How and Why You Should Roast Hatch Chiles

Hatch Chiles

He Said:

Had enough summer yet?

Yeah, me too. But I’m thinking of fall this week with the arrival at Whole Foods of this year’s harvest of Hatch Chiles. Hatch is a town in New Mexico, and the eponymous chiles are a subset of the green chiles which are a foundation of New Mexican cuisine. For more about them, Whole Foods offers some excellent exposition here.

We spent some time a couple of Octobers ago in Santa Fe and Taos, perhaps the most underrated foodie destination in America, and these things bring it all back. If Poblano Peppers are Jay Cutler, Hatch Chiles are Drew Brees. If Anaheim Peppers are Reggie Bush, Hatch Chiles are Darren Sproles. See where I’m going with this?

Anyhow, you can get them right now at Whole Foods for $.99 per pound, cheap enough that my massive hoard of peppers drew some funny looks when I threw them and nothing else on the checkout today. You can also buy them roasted, but you absolutely should not.

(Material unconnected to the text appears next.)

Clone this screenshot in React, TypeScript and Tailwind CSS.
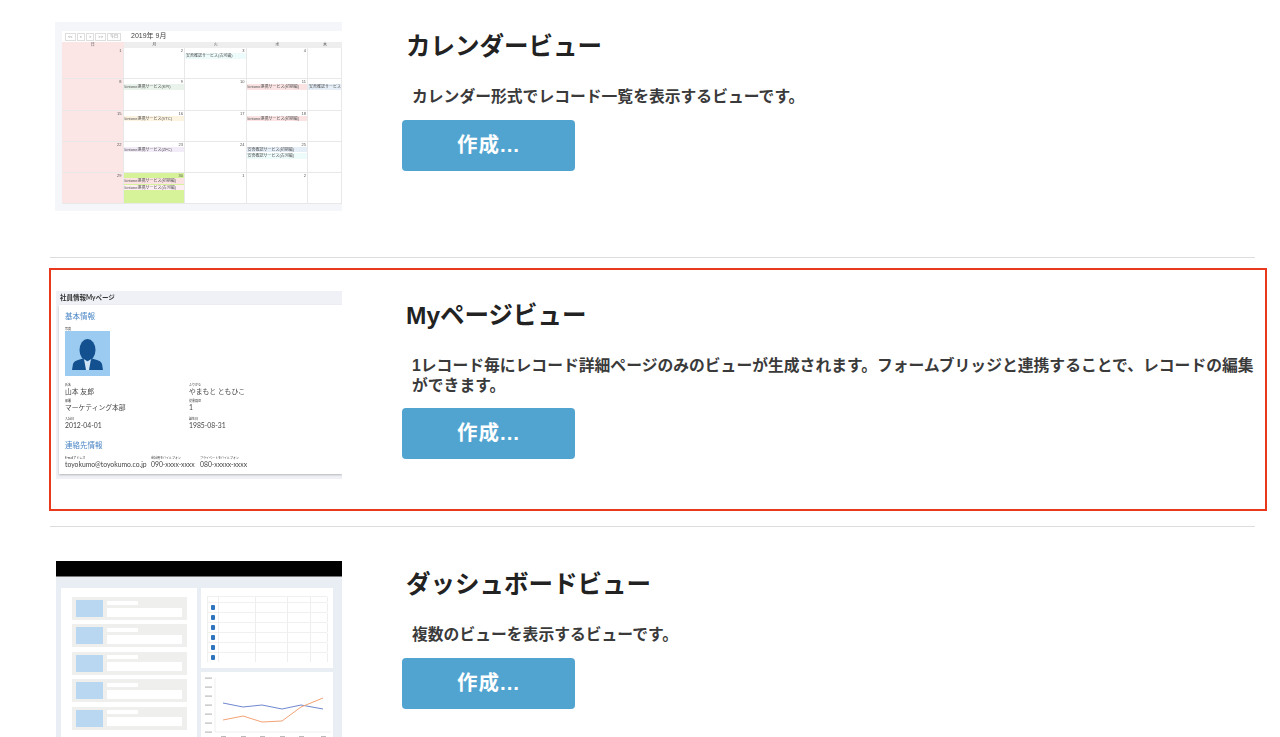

I think we might need more chiles

One of the best things you can do with food is to roast your own peppers. It is quick, ridiculously simple, and you get the added bonus of filling your house with, in this case, the aromas of Santa Fe in Autumn. A quick primer for anyone who is used to buying this stuff in jars (and this works just the same of course for red peppers, Poblanos, etc):

All you need do is char the skin of the pepper. You can do this on a grill, in your broiler, or even with a pair of tongs over a gas flame on your stovetop. Our preferred method is via the toaster oven. In any case, set the oven on broil and the whole process should take 10 or 12 minutes. Turn the peppers as the tops blister and char until they’re done on all sides, then remove.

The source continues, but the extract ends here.